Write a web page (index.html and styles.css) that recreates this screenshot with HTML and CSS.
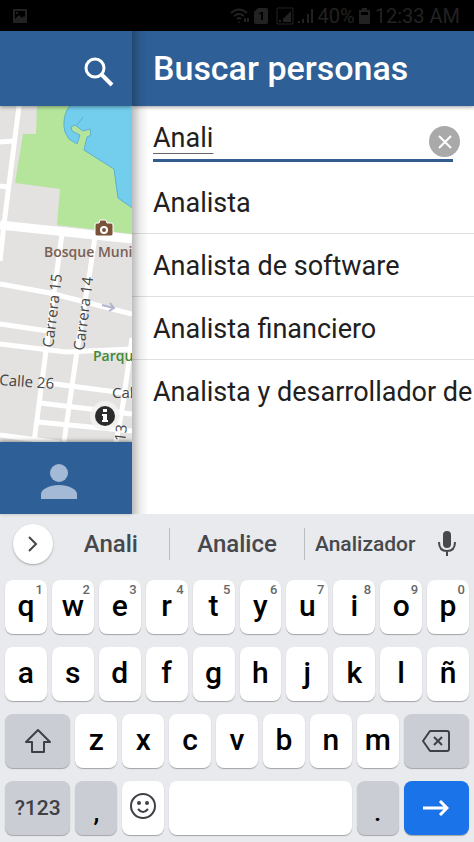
FILE: index.html
```
<!DOCTYPE html>
<html lang="es">
<head>
  <meta charset="UTF-8">
  <meta name="viewport" content="width=device-width, initial-scale=1">
  <title>Buscar personas</title>
  <link rel="stylesheet" href="styles.css">
</head>
<body>

  <div class="status-bar">
    <svg class="status-picture" width="16" height="16" viewBox="0 0 16 16"><path fill="currentColor" fill-rule="evenodd" d="M1 1h14v14H1zM3 3v8l4-4 3 3 2-2 1 1V3zM4 4h2v2H4z"/></svg>
    <svg width="20" height="16" viewBox="0 0 20 16" fill="none" stroke="currentColor" stroke-width="2"><path d="M1 5q8-7 16 0M4 8q5-4 10 0M7 11q2-2 4 0"/><path d="M9 14v1M15 10v4M18 10v4"/></svg>
    <svg width="14" height="16" viewBox="0 0 14 16"><path fill="currentColor" fill-rule="evenodd" d="M4 0h8q2 0 2 2v12q0 2-2 2H2q-2 0-2-2V4zM5 5v1h2v6h2V4H7z"/></svg>
    <svg class="status-sim" width="18" height="18" viewBox="0 0 18 18"><path fill="none" stroke="currentColor" d="M1 1h16v16H1z"/><path fill="currentColor" d="M15 4v11H7v-3zM3 13h2v2H3z"/></svg>
    <svg width="16" height="16" viewBox="0 0 16 16" stroke="currentColor" stroke-width="2"><path d="M1 13v2M5 11v4M10 6v9M14 1v14"/></svg>
    <span class="status-battery">40%</span>
    <svg width="11" height="16" viewBox="0 0 11 16"><path fill="currentColor" fill-rule="evenodd" d="M3 0h5v2h3v14H0V2h3zM2 4v3h7V4z"/></svg>
    <span class="status-time">12:33 AM</span>
  </div>

  <main class="app">
    <section class="map-pane">
      <header class="bar map-bar">
        <button class="icon-btn" aria-label="Buscar">
          <svg width="32" height="32" viewBox="0 0 32 32" fill="none" stroke="#fff"><circle cx="12" cy="12" r="9" stroke-width="3"/><path stroke-width="4" d="M18 18l11 11"/></svg>
        </button>
      </header>

      <svg class="map" viewBox="0 0 132 336" preserveAspectRatio="xMinYMin slice">
        <rect width="132" height="336" fill="#e3e2e0"/>
        <path fill="#b5e59b" d="M37 0L36 28H23L15 77L60 83L57 119L132 128V0z"/>
        <path fill="#73ceee" stroke="#5bb0d0" d="M70 0L67 4Q62 15 65 26L69 33L77 38L80 29L72 25L71 21L75 19L83 25L90 23L91 29L87 31L84 44L114 63L118 92L134 103V-1H70z"/>
        <path fill="none" stroke="#5bb0d0" d="M83 11l-6 8"/>
        <!-- streets -->
        <g fill="none" stroke="#fff" stroke-width="5">
          <path d="M19 0L4 118L0 155"/>
          <path d="M0 36L14 35M0 80L8 81"/>
          <path stroke-width="9" d="M0 119L132 133"/>
          <path d="M62 128L46 245L34 336"/>
          <path d="M95 131L90 165L77 245L64 336"/>
          <path d="M0 178L50 187L132 208"/>
          <path d="M0 218L48 225"/>
          <path d="M0 238L66 246L132 243"/>
          <path d="M40 276L132 288"/>
          <path d="M40 297L132 308"/>
          <path d="M38 316L132 325"/>
          <path d="M0 329L60 337"/>
          <path d="M132 232L123 298L116 336"/>
        </g>
        <path fill="none" stroke="#b3b3d1" stroke-width="2" d="M102 199l12 3M110 197l4 5l-5 3"/>
        <path fill="#7a523a" stroke="#fff" d="M95 119q0-2 2-2h2l1-3h6l1 3h4q2 0 2 2v9q0 2-2 2H97q-2 0-2-2z"/>
        <circle cx="104" cy="124" r="3" fill="none" stroke="#fff" stroke-width="2"/>
        <g class="map-labels">
          <text class="poi" x="44" y="151">Bosque Muni</text>
          <text transform="translate(53 242) rotate(-83)">Carrera 15</text>
          <text transform="translate(84 245) rotate(-83)">Carrera 14</text>
          <text class="park" x="93" y="255">Parqu</text>
          <text transform="translate(-1 279) rotate(4)">Calle 26</text>
          <text x="112" y="292">Cal</text>
          <text transform="translate(125 336) rotate(-83)">13</text>
        </g>
        <circle cx="105" cy="310" r="15" fill="#f2f2f1" fill-opacity=".8"/>
        <circle cx="105" cy="310" r="10" fill="#2b2b2b"/>
        <path fill="#fff" d="M103 303h4v3h-4zM102 308h5v6h1v2h-6v-2h1v-4h-1z"/>
      </svg>

      <nav class="bottom-nav">
        <button class="icon-btn" aria-label="Perfil">
          <svg width="36" height="36" viewBox="0 0 36 36" fill="#a3b9d6"><circle cx="18" cy="9" r="9"/><path d="M0 35v-5c0-5 9-9 18-9s18 4 18 9v5z"/></svg>
        </button>
      </nav>
    </section>

    <section class="drawer">
      <header class="bar">
        <h1>Buscar personas</h1>
      </header>
      <form class="search">
        <input class="search-input" type="text" value="Anali" aria-label="Buscar personas" spellcheck="false" autocomplete="off">
        <button class="clear-btn" type="button" aria-label="Borrar">
          <svg width="14" height="14" viewBox="0 0 14 14" stroke="#fff" stroke-width="2"><path d="M1 1l12 12M13 1L1 13"/></svg>
        </button>
      </form>
      <ul class="results">
        <li><a href="#">Analista</a></li>
        <li><a href="#">Analista de software</a></li>
        <li><a href="#">Analista financiero</a></li>
        <li><a href="#">Analista y desarrollador de</a></li>
      </ul>
    </section>
  </main>

  <section class="keyboard">
    <div class="suggestions">
      <button class="expand-btn" aria-label="Más">
        <svg width="10" height="16" viewBox="0 0 10 16" fill="none" stroke="#444548" stroke-width="2"><path d="M1 1l7 7l-7 7"/></svg>
      </button>
      <button class="word">Anali</button>
      <button class="word word-main">Analice</button>
      <button class="word word-long">Analizador</button>
      <button class="mic-btn" aria-label="Voz">
        <svg width="20" height="26" viewBox="0 0 20 26"><rect x="6" y="0" width="8" height="17" rx="4" fill="#47484c"/><path fill="none" stroke="#47484c" stroke-width="2" d="M2 11q0 9 8 9t8-9M10 20v5"/></svg>
      </button>
    </div>

    <div class="keys">
      <button class="key">q<span class="hint">1</span></button>
      <button class="key">w<span class="hint">2</span></button>
      <button class="key">e<span class="hint">3</span></button>
      <button class="key">r<span class="hint">4</span></button>
      <button class="key">t<span class="hint">5</span></button>
      <button class="key">y<span class="hint">6</span></button>
      <button class="key">u<span class="hint">7</span></button>
      <button class="key">i<span class="hint">8</span></button>
      <button class="key">o<span class="hint">9</span></button>
      <button class="key">p<span class="hint">0</span></button>

      <button class="key">a</button>
      <button class="key">s</button>
      <button class="key">d</button>
      <button class="key">f</button>
      <button class="key">g</button>
      <button class="key">h</button>
      <button class="key">j</button>
      <button class="key">k</button>
      <button class="key">l</button>
      <button class="key">ñ</button>

      <button class="key key-wide key-gray" aria-label="Mayúsculas">
        <svg width="26" height="25" viewBox="0 0 26 25" fill="none" stroke="#3e4045" stroke-width="2" stroke-linejoin="round"><path d="M13 1L25 13H19V23H7V13H1z"/></svg>
      </button>
      <button class="key">z</button>
      <button class="key">x</button>
      <button class="key">c</button>
      <button class="key">v</button>
      <button class="key">b</button>
      <button class="key">n</button>
      <button class="key">m</button>
      <button class="key key-wide key-gray" aria-label="Retroceso">
        <svg width="28" height="22" viewBox="0 0 28 22" fill="none" stroke="#3e4045" stroke-width="2" stroke-linejoin="round"><path d="M8 1H25q2 0 2 2V19q0 2-2 2H8L1 11z"/><path d="M12 7l8 8M20 7l-8 8"/></svg>
      </button>

      <button class="key key-wide key-gray key-symbols">?123</button>
      <button class="key key-gray key-punct">,</button>
      <button class="key" aria-label="Emoji">
        <svg width="26" height="26" viewBox="0 0 26 26" fill="none" stroke="#3e4045" stroke-width="2"><circle cx="13" cy="13" r="12"/><path d="M8 16q5 6 10 0"/><circle cx="9" cy="10" r="1" fill="#3e4045"/><circle cx="17" cy="10" r="1" fill="#3e4045"/></svg>
      </button>
      <button class="key key-space" aria-label="Espacio"></button>
      <button class="key key-gray key-punct">.</button>
      <button class="key key-wide key-enter" aria-label="Siguiente">
        <svg width="26" height="16" viewBox="0 0 26 16" fill="none" stroke="#fff" stroke-width="3"><path d="M0 8H24M17 1l7 7l-7 7"/></svg>
      </button>
    </div>
  </section>

</body>
</html>
```
FILE: styles.css
```
* {
  box-sizing: border-box;
}
body {
  display: flex;
  flex-direction: column;
  min-height: 100vh;
  margin: 0;
  overflow-x: hidden;
  font-family: Roboto, sans-serif;
  background-color: white;
}
button {
  padding: 0;
  border: none;
  background: none;
  font-family: inherit;
  cursor: pointer;
}
svg {
  display: block;
}

/* Status bar */
.status-bar {
  display: flex;
  align-items: center;
  gap: 4px;
  height: 31px;
  padding: 0 14px 0 12px;
  background-color: black;
  color: #222;
  font-size: 20px;
}
.status-picture {
  margin-right: auto;
}
.status-sim {
  margin-left: 4px;
}
.status-time {
  margin-left: 1px;
}

/* App */
.app {
  display: grid;
  grid-template-columns: 132px 1fr;
  flex: 1;
}
.bar {
  position: relative;
  display: flex;
  align-items: center;
  height: 75px;
  padding: 0 21px 2px;
  background-color: #2e6097;
  box-shadow: 0 1px 4px rgba(0,0,0,0.4);
}
.map-pane {
  display: flex;
  flex-direction: column;
  min-width: 0;
}
.map-bar {
  justify-content: flex-end;
  padding: 6px 17px 0;
}
.map {
  flex: 1;
  width: 100%;
}
.map-labels {
  font-family: "Open Sans", sans-serif;
  font-size: 15px;
  fill: #444;
}
.poi {
  font-size: 14px;
  font-weight: 600;
  fill: #7a6054;
}
.park {
  font-size: 14px;
  font-weight: 600;
  fill: #3f8a35;
}
.bottom-nav {
  position: relative;
  display: flex;
  align-items: center;
  justify-content: center;
  height: 72px;
  padding-top: 8px;
  padding-right: 14px;
  background-color: #2e6097;
  box-shadow: 0 -1px 4px rgba(0,0,0,0.4);
}

/* Search drawer */
.drawer {
  position: relative;
  min-width: 0;
  overflow: hidden;
  background-color: white;
}
.drawer::before {
  content: "";
  position: absolute;
  z-index: 1;
  top: 0;
  bottom: 0;
  left: 0;
  width: 16px;
  background: linear-gradient(to right, rgba(0,0,0,0.26), rgba(0,0,0,0.08) 50%, rgba(0,0,0,0));
}
h1 {
  margin: 0;
  color: white;
  font-size: 34px;
  font-weight: 500;
}
.search {
  position: relative;
  height: 65px;
  padding: 12px 21px 0;
}
.search-input {
  display: block;
  width: 100%;
  height: 44px;
  padding: 0 32px 1px 0;
  border: none;
  border-bottom: 3px solid #335c8e;
  outline: none;
  background: none;
  color: #202020;
  font-family: inherit;
  font-size: 27px;
  text-decoration: underline 1px #666;
  text-underline-offset: 6px;
}
.clear-btn {
  position: absolute;
  top: 20px;
  right: 14px;
  display: flex;
  align-items: center;
  justify-content: center;
  width: 31px;
  height: 31px;
  border-radius: 50%;
  background-color: #a9a9a9;
}
.results {
  margin: 0;
  padding: 0;
  list-style: none;
}
.results li {
  border-bottom: 1px solid #e0e0e0;
}
.results li:last-child {
  border-bottom: none;
}
.results a {
  display: block;
  padding-top: 2px;
  padding-left: 21px;
  color: #202020;
  font-size: 27px;
  line-height: 60px;
  text-decoration: none;
  white-space: nowrap;
}

/* Keyboard */
.keyboard {
  padding: 0 5px 10px;
  background-color: #e8eaed;
}
.suggestions {
  display: flex;
  align-items: center;
  height: 60px;
  margin-bottom: 6px;
}
.expand-btn {
  display: flex;
  align-items: center;
  justify-content: center;
  width: 40px;
  height: 40px;
  margin-left: 8px;
  border-radius: 50%;
  background-color: white;
  box-shadow: 0 1px 2px rgba(0,0,0,0.3);
}
.word {
  flex: 115;
  height: 32px;
  color: #47484c;
  font-size: 24px;
  font-weight: 500;
}
.word-main {
  flex: 134;
  border-left: 1px solid #bbbdc1;
  border-right: 1px solid #bbbdc1;
}
.word-long {
  flex: 119;
  font-size: 21px;
}
.mic-btn {
  display: flex;
  justify-content: center;
  width: 44px;
}
.keys {
  display: grid;
  grid-template-columns: repeat(20, 1fr);
  gap: 13px 5px;
}
.key {
  position: relative;
  display: flex;
  align-items: center;
  justify-content: center;
  grid-column: span 2;
  height: 54px;
  padding-bottom: 4px;
  border-radius: 8px;
  background-color: white;
  box-shadow: 0 1px 1px rgba(0,0,0,0.3);
  color: black;
  font-size: 30px;
  font-weight: 500;
}
.hint {
  position: absolute;
  top: 2px;
  right: 4px;
  color: #66676a;
  font-size: 13px;
}
.key-wide {
  grid-column: span 3;
  padding-bottom: 0;
}
.key-space {
  grid-column: span 8;
}
.key-gray {
  background-color: #cbcdd5;
}
.key-symbols {
  color: #3e4045;
  font-size: 21px;
}
.key-punct {
  padding-top: 12px;
  font-size: 26px;
}
.key-enter {
  background-color: #1a73e8;
}
```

═══

### Exercise prompt
Report the number of lines in the listing above that include the word "styles", and nothing else.

### Result for this exercise
3